Could you share some examples of what you consider to be successful frugal innovations in climate adaptation?

Climate change is reshaping the world in profound ways—take coral reefs, for example. Many can no longer survive rising temperatures, as pointed out by former Maldivian President Mohammad Nasheed in his keynote speech at the Frugal Innovation Forum (FIF) last month. In places like Bangladesh, increasing salinity is changing what crops can be grown where. This means we can't just keep doing things the old way. We have to rethink what we grow, where we grow it, and how we grow it—and that calls for innovation.

Innovation, however, is not necessarily about high-tech or expensive solutions. In fact, as underscored at the FIF, the most effective climate adaptation often comes from communities themselves, who know their environment intimately. When communities are in the driver's seat, co-designing solutions with development organisations or researchers, what emerges is often frugal innovation—smart, practical approaches that carefully use limited resources and money, yet have a big impact at scale.

Several examples were highlighted at the FIF last month. One is the promotion of sunflowers as a salt-tolerant crop in coastal Bangladesh. Sunflowers can thrive in saline soils where traditional crops struggle, providing farmers with a viable alternative that doesn't require expensive inputs. Another example is the use of simple solar-powered water pumps that provide reliable irrigation without costly fuel, helping farmers adapt to unpredictable rainfall patterns.

Looking ahead, what is your greatest hope for the future trajectory of climate resilience in the Global South?

My hope for climate resilience in the Global South is rooted in the urgent need to make adaptation a top global priority, especially for the communities facing the most severe climate risks.

We need to dramatically scale up investments in adaptation to protect lives, livelihoods, and development progress. We must embrace transformative adaptation, which goes beyond simply coping with climate impacts to fundamentally reshaping systems and structures that create vulnerability in the first place. This means addressing underlying social, economic, and political inequalities and building resilience in ways that foster equity, justice, and long-term sustainability.

Central to this approach is ensuring that adaptation efforts are inclusive and equitable. That means centring the voices of women, indigenous peoples, and marginalised communities to ensure the benefits reach those who are often left behind.

Ultimately, adaptation must be proactive and integrated, driven by reliable data and designed with, not for, local communities.

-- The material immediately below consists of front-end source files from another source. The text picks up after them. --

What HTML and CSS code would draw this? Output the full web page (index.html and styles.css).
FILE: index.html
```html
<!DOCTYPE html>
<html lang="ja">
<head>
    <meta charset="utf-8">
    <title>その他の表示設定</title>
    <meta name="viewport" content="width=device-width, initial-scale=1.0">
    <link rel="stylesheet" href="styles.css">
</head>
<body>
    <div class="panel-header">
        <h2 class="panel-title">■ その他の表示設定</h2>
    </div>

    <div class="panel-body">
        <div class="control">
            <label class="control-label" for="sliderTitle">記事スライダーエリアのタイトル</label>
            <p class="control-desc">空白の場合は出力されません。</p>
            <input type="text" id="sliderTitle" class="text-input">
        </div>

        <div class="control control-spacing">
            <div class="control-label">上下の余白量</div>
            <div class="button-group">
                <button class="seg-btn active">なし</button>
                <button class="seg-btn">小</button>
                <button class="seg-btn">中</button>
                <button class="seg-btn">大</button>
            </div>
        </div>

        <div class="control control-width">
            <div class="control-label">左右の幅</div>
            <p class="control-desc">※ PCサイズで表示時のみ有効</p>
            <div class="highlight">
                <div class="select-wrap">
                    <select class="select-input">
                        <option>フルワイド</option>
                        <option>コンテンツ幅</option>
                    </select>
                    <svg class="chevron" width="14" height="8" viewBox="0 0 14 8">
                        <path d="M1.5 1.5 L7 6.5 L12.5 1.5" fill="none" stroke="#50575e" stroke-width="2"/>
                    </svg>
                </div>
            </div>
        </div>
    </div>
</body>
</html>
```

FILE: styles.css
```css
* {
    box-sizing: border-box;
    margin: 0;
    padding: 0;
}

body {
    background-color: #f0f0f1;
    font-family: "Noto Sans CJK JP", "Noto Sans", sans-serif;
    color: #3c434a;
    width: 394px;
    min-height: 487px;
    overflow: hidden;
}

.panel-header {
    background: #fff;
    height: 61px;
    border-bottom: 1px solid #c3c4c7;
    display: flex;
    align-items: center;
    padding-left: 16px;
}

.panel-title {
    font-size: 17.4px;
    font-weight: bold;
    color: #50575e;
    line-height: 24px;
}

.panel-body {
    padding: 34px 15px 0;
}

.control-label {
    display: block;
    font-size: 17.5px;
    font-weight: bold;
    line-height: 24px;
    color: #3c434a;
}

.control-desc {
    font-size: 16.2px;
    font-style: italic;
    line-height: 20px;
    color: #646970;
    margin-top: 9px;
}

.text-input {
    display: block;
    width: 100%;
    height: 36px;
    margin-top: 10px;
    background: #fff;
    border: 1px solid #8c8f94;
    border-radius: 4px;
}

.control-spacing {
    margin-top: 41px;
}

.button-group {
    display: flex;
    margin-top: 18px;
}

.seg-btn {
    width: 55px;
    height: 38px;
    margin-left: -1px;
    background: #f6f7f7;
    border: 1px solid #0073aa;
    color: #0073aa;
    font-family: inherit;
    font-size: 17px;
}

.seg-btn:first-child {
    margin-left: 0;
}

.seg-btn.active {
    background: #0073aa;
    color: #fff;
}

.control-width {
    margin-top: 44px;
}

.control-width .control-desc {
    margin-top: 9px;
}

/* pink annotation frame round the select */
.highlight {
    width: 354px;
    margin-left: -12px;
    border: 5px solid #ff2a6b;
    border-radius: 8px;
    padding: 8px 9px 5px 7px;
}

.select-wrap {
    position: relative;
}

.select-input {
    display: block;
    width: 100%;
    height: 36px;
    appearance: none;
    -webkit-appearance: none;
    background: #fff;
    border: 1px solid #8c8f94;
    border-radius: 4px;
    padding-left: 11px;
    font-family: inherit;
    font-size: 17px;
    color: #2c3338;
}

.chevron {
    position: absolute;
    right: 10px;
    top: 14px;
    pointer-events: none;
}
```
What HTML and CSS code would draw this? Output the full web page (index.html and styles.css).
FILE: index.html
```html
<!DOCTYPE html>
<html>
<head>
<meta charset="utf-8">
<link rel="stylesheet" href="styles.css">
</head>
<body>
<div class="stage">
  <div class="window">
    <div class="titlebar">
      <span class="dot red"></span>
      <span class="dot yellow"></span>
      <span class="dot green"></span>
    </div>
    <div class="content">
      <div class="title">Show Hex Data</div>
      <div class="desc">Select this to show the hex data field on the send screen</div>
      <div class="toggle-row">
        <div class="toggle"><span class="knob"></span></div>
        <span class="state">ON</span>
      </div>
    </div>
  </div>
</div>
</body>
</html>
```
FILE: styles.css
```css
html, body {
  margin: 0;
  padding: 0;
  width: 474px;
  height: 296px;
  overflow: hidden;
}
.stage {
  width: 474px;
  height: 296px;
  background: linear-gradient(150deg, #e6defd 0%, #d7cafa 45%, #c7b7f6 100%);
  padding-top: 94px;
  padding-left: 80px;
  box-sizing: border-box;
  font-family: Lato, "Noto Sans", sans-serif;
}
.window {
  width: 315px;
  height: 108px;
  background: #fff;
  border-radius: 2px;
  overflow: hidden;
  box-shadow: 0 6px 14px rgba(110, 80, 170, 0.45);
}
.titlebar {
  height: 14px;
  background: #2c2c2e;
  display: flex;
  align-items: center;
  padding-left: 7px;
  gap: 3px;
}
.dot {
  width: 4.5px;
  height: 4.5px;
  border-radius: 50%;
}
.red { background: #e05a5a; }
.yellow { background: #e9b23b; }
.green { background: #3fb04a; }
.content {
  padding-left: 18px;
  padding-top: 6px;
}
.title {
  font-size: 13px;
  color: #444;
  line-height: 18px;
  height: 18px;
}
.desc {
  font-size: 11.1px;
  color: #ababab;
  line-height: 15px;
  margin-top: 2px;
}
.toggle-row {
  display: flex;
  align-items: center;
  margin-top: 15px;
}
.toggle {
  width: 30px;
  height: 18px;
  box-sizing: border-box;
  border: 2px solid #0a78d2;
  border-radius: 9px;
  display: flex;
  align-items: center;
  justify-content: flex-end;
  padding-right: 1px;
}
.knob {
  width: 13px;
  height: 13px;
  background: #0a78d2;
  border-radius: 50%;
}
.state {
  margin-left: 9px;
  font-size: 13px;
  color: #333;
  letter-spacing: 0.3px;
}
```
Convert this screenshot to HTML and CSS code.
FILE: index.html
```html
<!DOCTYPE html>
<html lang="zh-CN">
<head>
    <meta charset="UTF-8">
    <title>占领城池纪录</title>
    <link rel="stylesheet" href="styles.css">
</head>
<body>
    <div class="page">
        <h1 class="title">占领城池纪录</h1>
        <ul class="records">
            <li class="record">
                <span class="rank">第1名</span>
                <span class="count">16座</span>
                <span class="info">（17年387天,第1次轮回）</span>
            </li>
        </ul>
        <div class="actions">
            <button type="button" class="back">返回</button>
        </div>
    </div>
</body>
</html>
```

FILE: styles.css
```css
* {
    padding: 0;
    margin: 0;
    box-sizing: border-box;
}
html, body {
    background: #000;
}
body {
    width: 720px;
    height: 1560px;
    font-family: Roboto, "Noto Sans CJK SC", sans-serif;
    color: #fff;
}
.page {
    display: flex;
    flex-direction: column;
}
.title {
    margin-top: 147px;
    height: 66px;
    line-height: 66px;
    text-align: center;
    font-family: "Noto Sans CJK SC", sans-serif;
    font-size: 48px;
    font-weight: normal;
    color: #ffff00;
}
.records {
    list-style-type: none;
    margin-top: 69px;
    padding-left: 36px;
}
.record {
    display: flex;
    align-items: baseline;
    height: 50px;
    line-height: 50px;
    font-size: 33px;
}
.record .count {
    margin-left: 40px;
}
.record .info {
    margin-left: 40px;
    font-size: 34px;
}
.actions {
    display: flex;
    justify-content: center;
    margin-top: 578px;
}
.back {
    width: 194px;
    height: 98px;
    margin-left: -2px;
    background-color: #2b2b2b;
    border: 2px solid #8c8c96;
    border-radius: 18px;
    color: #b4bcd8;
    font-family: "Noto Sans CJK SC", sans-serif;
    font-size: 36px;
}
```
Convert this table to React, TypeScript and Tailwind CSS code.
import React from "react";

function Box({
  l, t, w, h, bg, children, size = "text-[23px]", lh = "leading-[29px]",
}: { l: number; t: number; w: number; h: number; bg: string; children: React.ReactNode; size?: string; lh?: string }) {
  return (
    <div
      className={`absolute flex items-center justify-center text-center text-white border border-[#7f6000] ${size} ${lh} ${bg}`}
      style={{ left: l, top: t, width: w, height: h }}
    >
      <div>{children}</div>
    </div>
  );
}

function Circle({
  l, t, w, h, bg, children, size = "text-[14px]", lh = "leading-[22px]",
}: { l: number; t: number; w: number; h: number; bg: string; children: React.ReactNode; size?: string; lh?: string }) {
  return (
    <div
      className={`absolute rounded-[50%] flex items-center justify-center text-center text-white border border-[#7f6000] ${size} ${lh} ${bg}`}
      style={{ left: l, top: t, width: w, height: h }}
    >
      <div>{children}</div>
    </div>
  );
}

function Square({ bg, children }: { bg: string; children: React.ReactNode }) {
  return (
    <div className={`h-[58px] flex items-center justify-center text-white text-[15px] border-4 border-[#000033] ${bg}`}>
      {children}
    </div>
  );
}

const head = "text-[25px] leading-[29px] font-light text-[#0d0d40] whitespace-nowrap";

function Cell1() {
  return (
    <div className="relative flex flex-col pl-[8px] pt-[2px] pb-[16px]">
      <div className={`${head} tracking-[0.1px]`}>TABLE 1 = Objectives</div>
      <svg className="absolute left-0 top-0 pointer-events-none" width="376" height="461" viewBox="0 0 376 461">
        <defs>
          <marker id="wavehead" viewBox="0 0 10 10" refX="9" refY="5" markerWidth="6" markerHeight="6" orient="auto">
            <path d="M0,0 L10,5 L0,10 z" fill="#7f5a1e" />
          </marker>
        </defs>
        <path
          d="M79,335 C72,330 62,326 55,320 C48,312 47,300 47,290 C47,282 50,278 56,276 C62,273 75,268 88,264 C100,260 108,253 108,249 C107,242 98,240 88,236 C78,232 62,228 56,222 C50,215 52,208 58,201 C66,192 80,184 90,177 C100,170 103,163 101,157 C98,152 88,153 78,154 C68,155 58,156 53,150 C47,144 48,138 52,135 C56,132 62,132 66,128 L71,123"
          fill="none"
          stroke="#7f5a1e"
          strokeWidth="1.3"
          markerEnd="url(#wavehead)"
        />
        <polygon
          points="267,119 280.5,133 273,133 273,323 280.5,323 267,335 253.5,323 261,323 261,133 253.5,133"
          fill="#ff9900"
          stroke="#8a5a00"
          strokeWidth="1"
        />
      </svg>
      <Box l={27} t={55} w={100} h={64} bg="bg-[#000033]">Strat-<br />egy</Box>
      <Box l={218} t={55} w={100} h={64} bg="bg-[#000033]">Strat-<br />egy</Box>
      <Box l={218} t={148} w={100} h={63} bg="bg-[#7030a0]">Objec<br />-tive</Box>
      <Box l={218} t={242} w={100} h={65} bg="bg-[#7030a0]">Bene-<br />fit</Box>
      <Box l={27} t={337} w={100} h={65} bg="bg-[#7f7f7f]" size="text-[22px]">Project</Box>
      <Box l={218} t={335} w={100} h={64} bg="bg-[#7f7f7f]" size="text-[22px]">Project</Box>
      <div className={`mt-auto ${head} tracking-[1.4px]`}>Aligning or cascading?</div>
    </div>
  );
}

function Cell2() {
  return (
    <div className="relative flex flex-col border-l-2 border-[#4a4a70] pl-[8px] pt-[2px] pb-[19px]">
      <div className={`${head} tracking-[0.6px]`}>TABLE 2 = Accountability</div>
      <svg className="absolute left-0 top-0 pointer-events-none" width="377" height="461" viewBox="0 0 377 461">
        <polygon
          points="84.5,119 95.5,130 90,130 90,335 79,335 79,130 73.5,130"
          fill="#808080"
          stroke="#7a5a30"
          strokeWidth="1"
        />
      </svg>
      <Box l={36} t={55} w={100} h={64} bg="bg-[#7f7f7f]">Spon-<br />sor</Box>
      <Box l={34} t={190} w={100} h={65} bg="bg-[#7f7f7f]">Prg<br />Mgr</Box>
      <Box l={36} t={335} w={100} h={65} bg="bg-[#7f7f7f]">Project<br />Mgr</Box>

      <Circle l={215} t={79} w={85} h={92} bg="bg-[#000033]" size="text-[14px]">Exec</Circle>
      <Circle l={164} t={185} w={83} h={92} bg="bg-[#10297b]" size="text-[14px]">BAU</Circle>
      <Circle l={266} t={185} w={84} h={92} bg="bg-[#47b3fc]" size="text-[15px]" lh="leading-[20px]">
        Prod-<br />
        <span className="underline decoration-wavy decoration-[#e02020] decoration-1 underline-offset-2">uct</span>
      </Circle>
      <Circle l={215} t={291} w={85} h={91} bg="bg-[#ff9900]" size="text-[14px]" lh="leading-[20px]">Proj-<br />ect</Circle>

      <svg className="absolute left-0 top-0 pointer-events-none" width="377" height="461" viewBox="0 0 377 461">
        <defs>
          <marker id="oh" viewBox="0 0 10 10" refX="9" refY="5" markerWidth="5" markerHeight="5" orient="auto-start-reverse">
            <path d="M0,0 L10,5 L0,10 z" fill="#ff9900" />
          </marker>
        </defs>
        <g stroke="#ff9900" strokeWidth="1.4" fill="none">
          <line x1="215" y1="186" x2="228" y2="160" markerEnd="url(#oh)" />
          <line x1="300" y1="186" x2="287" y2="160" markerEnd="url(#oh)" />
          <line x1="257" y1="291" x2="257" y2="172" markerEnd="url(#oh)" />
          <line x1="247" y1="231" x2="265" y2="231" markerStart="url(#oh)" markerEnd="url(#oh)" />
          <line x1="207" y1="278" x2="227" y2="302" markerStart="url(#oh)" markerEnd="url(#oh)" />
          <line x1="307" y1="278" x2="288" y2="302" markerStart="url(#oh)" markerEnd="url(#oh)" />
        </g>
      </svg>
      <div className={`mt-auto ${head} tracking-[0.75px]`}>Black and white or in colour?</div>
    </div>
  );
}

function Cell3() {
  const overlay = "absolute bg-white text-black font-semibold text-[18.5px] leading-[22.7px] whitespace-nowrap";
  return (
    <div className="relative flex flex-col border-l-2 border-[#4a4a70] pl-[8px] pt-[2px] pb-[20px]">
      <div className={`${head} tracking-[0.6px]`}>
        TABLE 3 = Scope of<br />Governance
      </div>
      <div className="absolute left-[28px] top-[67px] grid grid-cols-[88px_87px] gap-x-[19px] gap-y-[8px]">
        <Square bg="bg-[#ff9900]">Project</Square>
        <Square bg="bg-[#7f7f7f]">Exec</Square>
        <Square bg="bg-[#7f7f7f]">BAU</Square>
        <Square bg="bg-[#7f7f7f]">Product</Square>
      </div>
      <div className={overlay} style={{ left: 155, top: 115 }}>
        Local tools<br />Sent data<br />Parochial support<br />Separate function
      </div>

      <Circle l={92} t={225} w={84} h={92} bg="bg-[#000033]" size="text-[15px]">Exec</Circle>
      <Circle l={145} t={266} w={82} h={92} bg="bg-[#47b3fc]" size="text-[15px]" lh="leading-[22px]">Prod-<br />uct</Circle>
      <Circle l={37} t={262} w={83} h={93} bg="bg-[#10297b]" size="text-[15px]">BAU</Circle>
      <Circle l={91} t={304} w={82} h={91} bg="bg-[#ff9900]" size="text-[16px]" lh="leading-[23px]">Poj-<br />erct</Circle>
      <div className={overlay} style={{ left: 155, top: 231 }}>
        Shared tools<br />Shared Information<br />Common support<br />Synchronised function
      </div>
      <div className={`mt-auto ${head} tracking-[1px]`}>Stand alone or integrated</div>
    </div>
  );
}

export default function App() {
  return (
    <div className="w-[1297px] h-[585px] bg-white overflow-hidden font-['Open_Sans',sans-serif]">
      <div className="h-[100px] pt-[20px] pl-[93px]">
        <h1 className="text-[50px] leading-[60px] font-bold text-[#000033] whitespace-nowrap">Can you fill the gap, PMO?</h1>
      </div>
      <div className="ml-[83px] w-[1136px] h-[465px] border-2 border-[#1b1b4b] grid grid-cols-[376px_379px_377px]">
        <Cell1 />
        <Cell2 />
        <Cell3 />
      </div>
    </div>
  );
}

How can the international community ensure that climate finance truly serves the principles of equity and responsibility?

The question is about more money, as well as how the money flows, who it reaches, and who gets to shape the decisions.

We must centre the needs of the communities most affected by climate change—those who contributed the least to the problem. That includes Small Island Developing States, Least Developed Countries, and places like Bangladesh that are on the frontlines. Climate finance needs to be demand-driven, not designed in donor capitals. Too often, funding is built around what global institutions think is bankable or scalable, rather than what local communities actually need to build resilience.

We need to shift the balance toward grants and adaptation finance. Too much of the money still comes as loans, and a disproportionate amount still goes to mitigation in middle-income countries. That might be where the big emissions cuts are, but it's not where the most urgent human need is.

I have heard time and again from partners in the Global South: the systems for accessing climate finance are too slow, too bureaucratic, and too skewed in favour of big institutions. If we want to make finance more equitable, we have to reform access. That means streamlining processes, rethinking how we assess risk, and building the capacity of local actors.

And finally, accountability matters. We need transparency around where the money goes, who benefits, and whether it's reaching marginalised groups and advancing gender equity. That means involving communities in governance, building stronger local feedback loops, and holding both donors and recipients to shared goals.